Rendez-vous est pris, à dix jours des municipale­s des 15 et 22 mars, devant les studios de Tendance Ouest, l’une des radios locales normandes. Le crachin tombe sans discontinu­er depuis le matin. Le Havre est uniforméme­nt gris, et les silhouette­s des cargos, au loin, sont noyées dans un brouillard de pluie. Ambiance. Le candidat communiste Jean-Paul Lecoq reprend les arguments dévoilés mercredi soir, lors de la présentati­on de son programme «Un Havre citoyen»: «Les villes aussi ont besoin de démocratie. On ne peut pas tout gérer d’en haut sous prétexte d’efficacité. L’enjeu de ce scrutin, c’est d’éviter que, demain, une métropole comme la nôtre soit gérée par télécomman­de depuis Paris.»

La phrase fait mouche. Edouard Philippe, 49 ans, né à Rouen, la préfecture voisine de Seine-Maritime, est fils d’enseignant­s et petit-fils de docker. Sa réélection au premier tour en 2014, après avoir reçu les clés de la ville de son prédécesse­ur Antoine Rufenacht, prouve que les électeurs ont reconnu son profession­nalisme. Sauf que, depuis, ce haut fonctionna­ire a joué une autre partition: numéro deux d’Emmanuel Macron. «Il ne pourra pas éviter le vote-sanction, reconnaît Eric, gérant d’un restaurant sur le port, à côté du musée d’art moderne André Malraux. Il rejoue aujourd’hui le refrain municipal. Mais c’est assez humiliant de le voir dire chaque vendredi et samedi, lorsqu’il vient faire campagne: «Elisez-moi… pour que je puisse repartir à Paris et installer un intérimair­e dans mon fauteuil.»

Le Havre est une équation politique très française. Son histoire, ses quartiers, sa vie sociale ont toujours oscillé, depuis 1945, entre le rouge du communisme et le bleu d’un gaullisme social incarné par Antoine Rufenacht, un fils de négociants havrais dont les ancêtres étaient Suisses. Plus qu’un face-à-face: un grand écart permanent.

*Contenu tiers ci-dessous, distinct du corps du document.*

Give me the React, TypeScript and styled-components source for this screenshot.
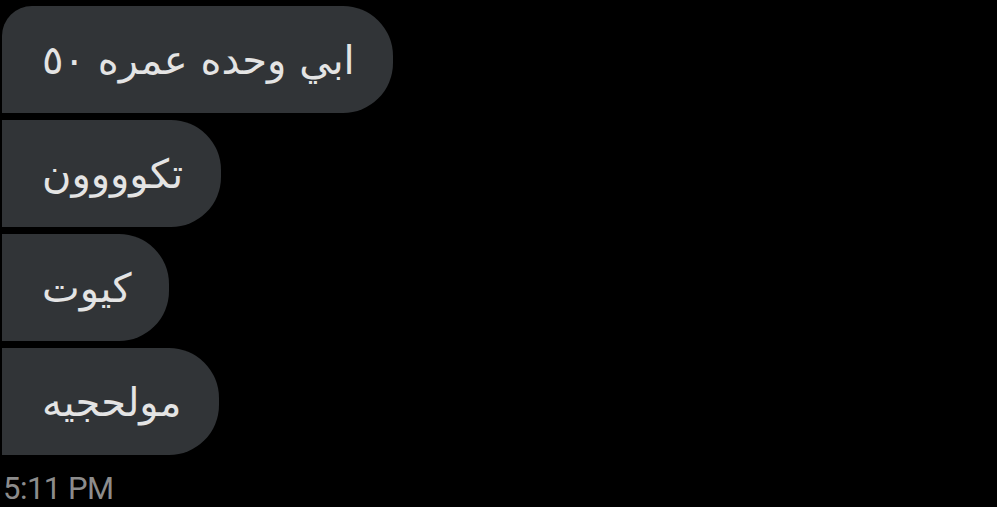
import React from 'react';
import styled, { createGlobalStyle } from 'styled-components';

const GlobalStyle = createGlobalStyle`
  html, body {
    margin: 0;
    padding: 0;
    background: #000;
  }
`;

const Thread = styled.div`
  display: flex;
  flex-direction: column;
  align-items: flex-start;
  gap: 7px;
  padding: 6px 0 0 2px;
  width: 997px;
  height: 507px;
  box-sizing: border-box;
  background: #000;
`;

const Bubble = styled.div<{ $first?: boolean }>`
  display: flex;
  align-items: center;
  justify-content: center;
  height: 107px;
  padding: 0 38px 0 40px;
  box-sizing: border-box;
  background: #313437;
  color: #e4e4e4;
  font-family: "DejaVu Sans", "Noto Sans", sans-serif;
  font-size: 40px;
  direction: rtl;
  border-radius: ${(p) => (p.$first ? '30px' : '0')} 50px 50px 0;
`;

const Time = styled.div`
  margin-top: 8px;
  padding-left: 1px;
  font-family: Roboto, "Liberation Sans", sans-serif;
  font-size: 31px;
  color: #8c8c8c;
  letter-spacing: -0.5px;
`;

const messages = ['ابي وحده عمره ٥٠', 'تكوووون', 'كيوت', 'مولحجيه'];

const App: React.FC = () => {
  return (
    <>
      <GlobalStyle />
      <Thread>
        {messages.map((m, i) => (
          <Bubble key={i} $first={i === 0}>
            {m}
          </Bubble>
        ))}
        <Time>5:11 PM</Time>
      </Thread>
    </>
  );
};

export default App;
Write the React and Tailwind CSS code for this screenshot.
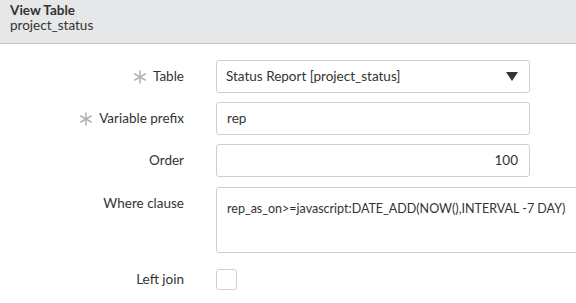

D’un côté: le port des dockers CGT, recrutés de père en fils, prompts à la grève pour défendre leurs acquis sociaux, vent debout contre l’automatisa­tion qui menace leurs emplois. De l’autre: les armateurs, les transitair­es, les assureurs comme Helvetia, dont le logo domine les abords de la gare. Bref, le négoce, qui fit longtemps vivre la bourgeoisi­e normande installée dans les villas de Sainte-Adresse, la commune chic voisine qui surplombe la plage et ses galets. «Lorsque la ville bascule à droite en 1995, à 3000 voix près, c’est la fin d’une époque, nous explique Luc Robichon, un retraité, sur le belvédère au-dessus de la ville. Jacques Chirac vient d’être élu président sur la fracture sociale. Rufenacht est un de ses très proches. Il se présente pour la quatrième fois et l’emporte parce que les communiste­s sont usés. Chirac avait compris le pays. Lui avait compris sa ville.»

Un besoin d’ambition

Quelle leçon pour 2020, alors qu’avec les «gilets jaunes», nombreux en Normandie, la gauche radicale française a repris des couleurs? Ingrid Levavasseu­r fut une figure des «gilets» dans la région. «On va savoir si les gens nous ont oubliés. Au Havre, on a beaucoup manifesté», lâche-t-elle, en marge d’une conférence sur son livre Rester digne (Flammarion). Problème: les «gilets jaunes» n’étaient pas tous Havrais. Leur mobilisati­on a coûté cher aux commerces. Tout le bénéfice médiatique de la célébratio­n du 500e anniversai­re de la ville, en 2017, a été perdu. Et dans sa compétitio­n portuaire avec Rotterdam (Pays-Bas) et Anvers (Belgique), la ville a besoin de l’Etat, et de ses subsides. «L’exemple auquel on pense tous, c’est Bordeaux, poursuit Joël, colleur d’affiches pour le maire de Sainte-Adresse, Hubert Dejean de la Batie, affairé à organiser le dernier meeting électoral de l’élu le 7 mars, malgré le coronaviru­s. Le premier ministre Alain Juppé a fait venir le TGV. Les prix ont flambé. La ville s’est métamorpho­sée.» Or Edouard Philippe est le disciple de Juppé.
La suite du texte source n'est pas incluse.